I’ve seen some recent commentary that the bond yield curve indicates there is likely to be a recession in the next year.
For example, from the New York fed:
https://www.newyorkfed.org/…/r…/capital_markets/Prob_Rec.pdf
and commentary:
https://www.newyorkfed.org/medialibrary/media/research/capital_markets/Prob_Rec.pdf
https://www.wsj.com/…/government-bond-market-measure-says-r…
I’m not sure how much stock to put into this, or for that matter what actions I should take if I expected there would be a recession in the next year.
Two part question:
How much confidence should I have in the yield curve inversion signal that a recession would happen by July 1st, 2020?
If I expected there would be a recession, what actions make sense to take as a personal investor? Or even more generally?
High short-term interest rates constitute relatively good evidence of a coming recession. The hard part is deciding what qualifies as high. “Higher than long-term rates” seems to get attention partly due to its ability to produce a clear threshold, rather than to anything optimal about the signal that’s produced by long-term rates.
Note that if recessions were easy to predict, they would be easier to avoid than they have been.
A couple of thoughts.
One, the inversion seems to be in line with most credit cycle theories of economic activity I think. Basically, during an expansion debt increases and as the economy reaches it’s peak you may see more reliance on shorter term debt for a number of reasons. When the short term debt costs rise that type of financing drives costs up, and so the marginal activities out of the market. Market activities are interdependent within an economy so you start seeing the domino effect play out.
The other thought I had was are we talking real economic activities, recession, or financial market activities (bear market/crash)? I think that matters if one wants to explore “what actions” anyone might consider taking. And, the answer will likely depend on the person’s specific situation. Here it might be a bit like the distinction between recession and depressions—recession if your neighbor looses the job, depression is you loose the job. How secure is your employment and income outlook is probably a more important question than if we have a recession in 2020.

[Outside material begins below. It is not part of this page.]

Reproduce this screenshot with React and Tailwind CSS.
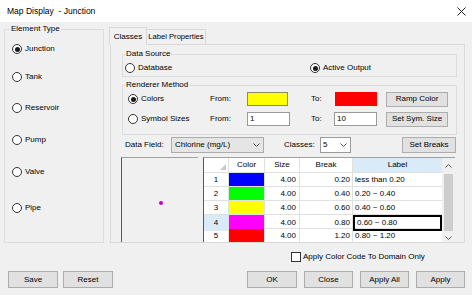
import React from 'react';

const Radio = ({ checked, label, className = '' }) => (
  <div className={`flex items-center gap-[3px] ${className}`}>
    <span className="flex h-[10px] w-[10px] shrink-0 items-center justify-center rounded-full border border-[#333] bg-white">
      {checked && <span className="h-[5px] w-[5px] rounded-full bg-[#1a1a1a]" />}
    </span>
    <span className="leading-[12px]">{label}</span>
  </div>
);

const Btn = ({ children, className = '' }) => (
  <div className={`flex items-center justify-center border border-[#adadad] bg-[#e1e1e1] ${className}`}>
    {children}
  </div>
);

const Chevron = ({ up = false }) => (
  <svg width="7" height="4" viewBox="0 0 7 4">
    <path d={up ? 'M0.5 3.5 L3.5 0.5 L6.5 3.5' : 'M0.5 0.5 L3.5 3.5 L6.5 0.5'} stroke="#555" strokeWidth="1" fill="none" />
  </svg>
);

const rows = [
  { n: 1, color: 'bg-[#0000ff]', brk: '0.20', label: 'less than 0.20' },
  { n: 2, color: 'bg-[#00ff00]', brk: '0.40', label: '0.20 ~ 0.40' },
  { n: 3, color: 'bg-[#ffff00]', brk: '0.60', label: '0.40 ~ 0.60' },
  { n: 4, color: 'bg-[#ff00ff]', brk: '0.80', label: '0.60 ~ 0.80', sel: true },
  { n: 5, color: 'bg-[#ff0000]', brk: '1.20', label: '0.80 ~ 1.20' },
];

export default function App() {
  return (
    <div className="h-[297px] w-[474px] overflow-hidden bg-white font-['Liberation_Sans',Arial,sans-serif] text-[8px] text-black">
      {/* title bar */}
      <div className="flex h-[22px] items-center justify-between pl-[7px] pr-[8px]">
        <span className="whitespace-pre text-[8.5px]">Map Display  - Junction</span>
        <svg width="9" height="9" viewBox="0 0 9 9">
          <path d="M0.5 0.5 L8.5 8.5 M8.5 0.5 L0.5 8.5" stroke="#222" strokeWidth="1" />
        </svg>
      </div>

      <div className="flex h-[273px] w-[472px] flex-col bg-[#f0f0f0]">
        <div className="flex pl-[4px] pt-[1px]">
          {/* Element Type */}
          <fieldset className="h-[220px] w-[100px] border border-[#dcdcdc]">
            <legend className="ml-[5px] px-[1px] leading-[12px]">Element Type</legend>
            <div className="flex flex-col pl-[7px]">
              <Radio checked label="Junction" className="mt-[8px]" />
              <Radio label="Tank" className="mt-[16px]" />
              <Radio label="Reservoir" className="mt-[19px]" />
              <Radio label="Pump" className="mt-[20px]" />
              <Radio label="Valve" className="mt-[20px]" />
              <Radio label="Pipe" className="mt-[24px]" />
            </div>
          </fieldset>

          {/* tab control */}
          <div className="ml-[5px] mt-[4px] flex w-[356px] flex-col">
            <div className="flex items-end">
              <div className="relative z-10 -mb-px flex h-[18px] w-[38px] items-center justify-center whitespace-nowrap border border-b-0 border-[#d9d9d9] bg-[#f0f0f0]">
                Classes
              </div>
              <div className="flex h-[15px] w-[59px] items-center justify-center whitespace-nowrap border border-b-0 border-l-0 border-[#d9d9d9] bg-[#f0f0f0] text-[7.6px]">
                Label Properties
              </div>
            </div>
            <div className="ml-px h-[199px] overflow-hidden border border-[#d9d9d9]">
              {/* Data Source */}
              <fieldset className="ml-[11px] mt-[3px] h-[29px] w-[335px] border border-[#dcdcdc]">
                <legend className="ml-[2px] px-px leading-[12px]">Data Source</legend>
                <div className="mt-[2px] flex items-center pl-[2px]">
                  <Radio label="Database" className="w-[185px]" />
                  <Radio checked label="Active Output" />
                </div>
              </fieldset>

              {/* Renderer Method */}
              <fieldset className="ml-[11px] mt-[2px] h-[56px] w-[335px] border border-[#dcdcdc]">
                <legend className="ml-[2px] px-px leading-[12px]">Renderer Method</legend>
                <div className="mt-[1px] flex h-[14px] items-center pl-[5px]">
                  <Radio checked label="Colors" className="w-[82px]" />
                  <span className="w-[37px]">From:</span>
                  <div className="h-[14px] w-[41px] border border-[#8a8a6a] bg-[#ffff00]" />
                  <span className="ml-[23px] w-[24px]">To:</span>
                  <div className="h-[14px] w-[42px] bg-[#ff0000]" />
                  <Btn className="ml-[9px] h-[15px] w-[62px]">Ramp Color</Btn>
                </div>
                <div className="mt-[6px] flex h-[14px] items-center pl-[5px]">
                  <Radio label="Symbol Sizes" className="w-[82px]" />
                  <span className="w-[37px]">From:</span>
                  <div className="flex h-[14px] w-[43px] items-center border border-[#9a9a9a] bg-white pl-[2px]">1</div>
                  <span className="ml-[21px] w-[23px]">To:</span>
                  <div className="flex h-[14px] w-[43px] items-center border border-[#9a9a9a] bg-white pl-[2px]">10</div>
                  <Btn className="ml-[9px] h-[15px] w-[62px]">Set Sym. Size</Btn>
                </div>
              </fieldset>

              {/* Data field row */}
              <div className="mt-[2px] flex h-[16px] items-center pl-[14px]">
                <span className="w-[46px]">Data Field:</span>
                <div className="flex h-[16px] w-[93px] items-center justify-between border border-[#acacac] bg-[#e5e5e5] pl-[3px] pr-[3px]">
                  <span>Chlorine (mg/L)</span>
                  <Chevron />
                </div>
                <span className="ml-[20px] w-[36px]">Classes:</span>
                <div className="flex h-[16px] w-[31px] items-center justify-between border border-[#9a9a9a] bg-white pl-[2px] pr-[3px]">
                  <span>5</span>
                  <Chevron />
                </div>
                <Btn className="ml-[51px] h-[16px] w-[54px]">Set Breaks</Btn>
              </div>

              {/* preview + grid */}
              <div className="mt-[4px] flex pl-[10px]">
                <div className="flex h-[90px] w-[77px] items-center justify-center border-l border-t border-l-[#5a5a5a] border-t-[#a0a0a0] bg-[#f0f0f0]">
                  <div className="ml-[2px] h-[4px] w-[4px] rounded-full bg-[#c000c0]" />
                </div>
                <div className="ml-[5px] flex w-[252px] border-l border-t border-l-[#5a5a5a] border-t-[#a0a0a0] bg-white">
                  <div className="flex w-[238px] flex-col">
                    <div className="grid h-[15px] grid-cols-[25px_36px_35px_53px_89px] border-b border-[#e0e0e0]">
                      <div className="flex items-end justify-end border-r border-[#e0e0e0] pb-[2px] pr-[2px]">
                        <svg width="6" height="6" viewBox="0 0 6 6">
                          <path d="M6 0 L6 6 L0 6 Z" fill="#c8c8c8" />
                        </svg>
                      </div>
                      <div className="flex items-center justify-center border-r border-[#e0e0e0]">Color</div>
                      <div className="flex items-center justify-center border-r border-[#e0e0e0]">Size</div>
                      <div className="flex items-center justify-center border-r border-[#e0e0e0]">Break</div>
                      <div className="flex items-center justify-center bg-[#d9ebf9]">Label</div>
                    </div>
                    {rows.map((r) => (
                      <div key={r.n} className="grid h-[14px] grid-cols-[25px_36px_35px_53px_89px] border-b border-[#e0e0e0]">
                        <div className={`flex items-center justify-center border-r border-[#e0e0e0] ${r.sel ? 'bg-[#d9ebf9]' : ''}`}>{r.n}</div>
                        <div className={`border-r border-[#e0e0e0] ${r.color}`} />
                        <div className="flex items-center justify-end border-r border-[#e0e0e0] pr-[3px]">4.00</div>
                        <div className="flex items-center justify-end border-r border-[#e0e0e0] pr-[2px]">{r.brk}</div>
                        <div className={`flex items-center pl-[2px] ${r.sel ? 'border-2 border-black pl-0' : ''}`}>{r.label}</div>
                      </div>
                    ))}
                  </div>
                  <div className="flex w-[13px] flex-col bg-[#f0f0f0]">
                    <div className="flex h-[16px] items-center justify-center">
                      <Chevron up />
                    </div>
                    <div className="mx-[2px] h-[57px] bg-[#cdcdcd]" />
                    <div className="flex h-[14px] items-center justify-center">
                      <Chevron />
                    </div>
                  </div>
                </div>
              </div>
            </div>
          </div>
        </div>

        {/* checkbox */}
        <div className="mt-[9px] flex h-[10px] items-center pl-[291px]">
          <div className="h-[10px] w-[10px] border border-[#333] bg-white" />
          <span className="ml-[2px]">Apply Color Code To Domain Only</span>
        </div>

        {/* buttons */}
        <div className="mt-[9px] flex justify-between pl-[8px] pr-[7px]">
          <div className="flex gap-[5px]">
            <Btn className="h-[17px] w-[50px]">Save</Btn>
            <Btn className="h-[17px] w-[50px]">Reset</Btn>
          </div>
          <div className="flex gap-[7px]">
            <Btn className="h-[17px] w-[50px]">OK</Btn>
            <Btn className="h-[17px] w-[49px]">Close</Btn>
            <Btn className="h-[17px] w-[49px]">Apply All</Btn>
            <Btn className="h-[17px] w-[49px]">Apply</Btn>
          </div>
        </div>
      </div>
    </div>
  );
}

I found this https://www.forbes.com/sites/johntobey/2019/05/31/yes-the-inverted-yield-curve-foreshadows-something-but-not-a-recession/#6b593af32800 and it might have some insights for you. I think the point that every case of inverted curves is not the same—you need to understand the underlying drivers—is particularly important to consider. As always, the devil will be in the details but everyone seems to want the simple heuristic. (I would think some Bayesian would be having fun here and maybe someone has info on that type of insight). I recall seeing something about duration of the inversion as well mattering but I seriously doubt one could say X days/weeks or less no recession but over that....
I think one can look at the curve inversion as one data element, not really a primary cause (my first comment aside) and put that in context with a number of other aspect. One, we’ve had a very long expansion—but it’s not be really exciting so perhaps it can run longer. We are in a presidential election cycle; they tent to be possible for aggregate economic activity. The geopolitical landscape is disturbing at best but it’s not clear to me if that will be a positive or negative for any given domestic economy, USA or other. Inflation remains tame. Employment mostly okay (USA markets at least).
I think fears of recessions provide something of a wake up call to many. They worry and then look at what they have done in terms of savings and borrowing and it probably scares many. Rather than treating the situation as something of a new years resolution—so soon forgotten once the new years passes—consider making changes to behavior in the good times.
The popular saying is that bond yield inversions have predicted 6 of the last 3 recessions. In general, just run your same searches and append the word ‘myth’, ‘misconception’, ‘doesn’t’ etc. If you use positive search methods the internet will tell you whatever you want.
More generally, market timers lose hard. Set your allocations such that you’re comfortable with max drawdowns and plug money into it reliably. Recessions last on average 9 months and have an average draw down of 20%, not much to worry about in the long run.
Do you mean they make a portfolio that’s too conservative, so that lost money becomes lost utility? Or do they lose in some other way? (This sounds superficially similar to claims that there are stock/futures trading strategies that systematically lose money other than on fees or spread, which I think can’t happen because the opposite strategies would then systematically make money.)
What Liron said. A small number of days accounts for most stock gains. Sharpe concluded that you’d need to make calls right about 74% of the time to win by timing.
There are ways to systematically make money. Diversification, not timing, low time preference, leverage, not being loss averse and other factors allow you to harvest money off of the poorly diversified, the market timers, the high time preference, the leverage averse, and the loss averse over time.
The market on average goes up and every day they have their cash pulled out of the market in an attempt to time it on average loses them money? I think that’s why timing the market fails.
I wonder if that’s because some fraction of Google users use Google to find support for what they already believe, so Google has learned that if a link supports the hypothesis in the search bar, it tends to get more clicks (thus indicating “relevance”/”quality”).